Lebih jauh Bagir menyatakan, dalam kondisi tertentu, keadilan justru menuntut perlakuan yang berbeda. Dengan kata lain, perlakuan yang sama di depan hukum justru menimbulkan ketidakadilan. Bagir pun mengutip adagium yang menyatakan, “Menyamakan sesuatu yang berbeda (tidak sama), sama tidak adilnya dengan membedakan sesuatu yang tidak berbeda (sama).”
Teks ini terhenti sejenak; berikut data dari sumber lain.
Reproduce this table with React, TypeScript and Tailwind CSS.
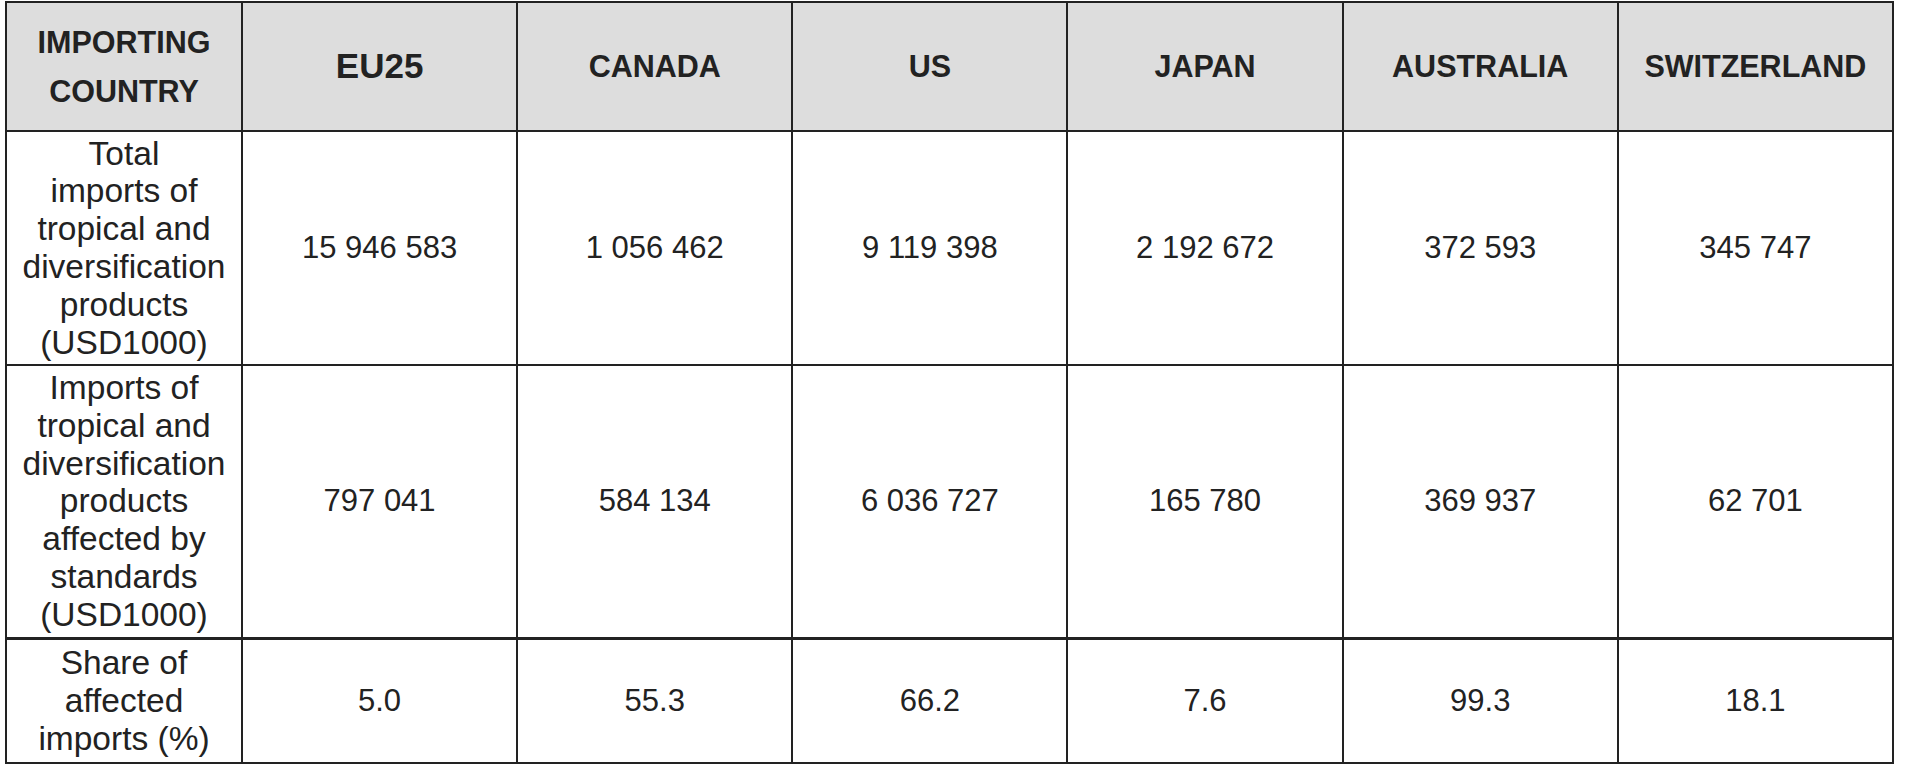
const columns = ["CANADA", "US", "JAPAN", "AUSTRALIA", "SWITZERLAND"];

const rows = [
  {
    label: ["Total", "imports of", "tropical and", "diversification", "products", "(USD1000)"],
    height: "h-[234px]",
    values: ["15 946 583", "1 056 462", "9 119 398", "2 192 672", "372 593", "345 747"],
  },
  {
    label: ["Imports of", "tropical and", "diversification", "products", "affected by", "standards", "(USD1000)"],
    height: "h-[273px]",
    values: ["797 041", "584 134", "6 036 727", "165 780", "369 937", "62 701"],
  },
  {
    label: ["Share of", "affected", "imports (%)"],
    height: "h-[125px]",
    values: ["5.0", "55.3", "66.2", "7.6", "99.3", "18.1"],
  },
];

export default function App() {
  return (
    <div className="min-h-screen bg-white pl-[5px] pt-[1px] font-['Liberation_Sans',Arial,sans-serif] text-[#222]">
      <table className="w-[1889px] table-fixed border-collapse border-2 border-[#222]">
        <colgroup>
          <col className="w-[236px]" />
          <col />
          <col />
          <col />
          <col />
          <col />
          <col />
        </colgroup>
        <thead>
          <tr className="h-[129px] bg-[#dddddd]">
            <th className="border-2 border-[#222] px-1 text-[30.5px] font-bold leading-[49px]">
              IMPORTING
              <br />
              COUNTRY
            </th>
            <th className="border-2 border-[#222] text-[35px] font-bold">EU25</th>
            {columns.map((c) => (
              <th key={c} className="border-2 border-[#222] text-[30.5px] font-bold">
                {c}
              </th>
            ))}
          </tr>
        </thead>
        <tbody>
          {rows.map((r, i) => (
            <tr key={i} className={r.height}>
              <td
                className={
                  "whitespace-nowrap border-2 border-[#222] text-center text-[33.5px] leading-[37.8px]" +
                  (i === 2 ? " border-t-[3px]" : "")
                }
              >
                {r.label.map((line) => (
                  <div key={line}>{line}</div>
                ))}
              </td>
              {r.values.map((v, j) => (
                <td
                  key={j}
                  className={
                    "border-2 border-[#222] text-center text-[31px]" + (i === 2 ? " border-t-[3px]" : "")
                  }
                >
                  {v}
                </td>
              ))}
            </tr>
          ))}
        </tbody>
      </table>
    </div>
  );
}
“Dalam keadaan tertentu, membedakan justru merupakan syarat dan cara menegakkan keadilan. Sebaliknya, dalam keadaan tertentu membuat segala sesuatu serba sama, sedangkan didapati berbagai perbedaan, akan melukai rasa keadilan,” lanjut Bagir filosofis.
Bagir juga mengulas tentang perbedaan fungsi dan tujuan. Menurutnya, fungsi dan tujuan yang berbeda menuntut perlakuan dan cara yang berbeda pula. Kemudian, sebagai dasar tidak diterapkannya persamaan yaitu, perbedaan harus memberi manfaat yang sebesarnya bagi yang terkena perbedaan. “Bukan justru sebaliknya, (yaitu) merugikan atau menimbulkan beban berlebihan bagi yang berbeda,” ulasnya.
Manfaat perbedaan dimaksudkan memberi perlindungan, kemudahan, atau untuk mencapai tujuan yang lebih besar. Perbedaan antara lain diperlukan sebagai cara untuk mewujudkan persamaan itu sendiri. Perbedaan terkadang sangat diperlukan demi ketertiban umum. Ketertiban umum merupakan sarana menjamin ketenteraman, peri-kehidupan yang harmonis untuk mencapai tujuan bersama.
Perlakuan yang sama terhadap para pemohon, kata Bagir, menimbulkan beban tambahan berakibat pada produktivitas, efektivitas dan biaya yang harus dipikul oleh konsumen. “Tentu saja secara asasi harus dikaji akibat dari persamaan tersebut terhadap prinsip-prinsip keadilan. Jangan sampai persamaan justru menimbulkan ketidakadilan,” tandas Bagir.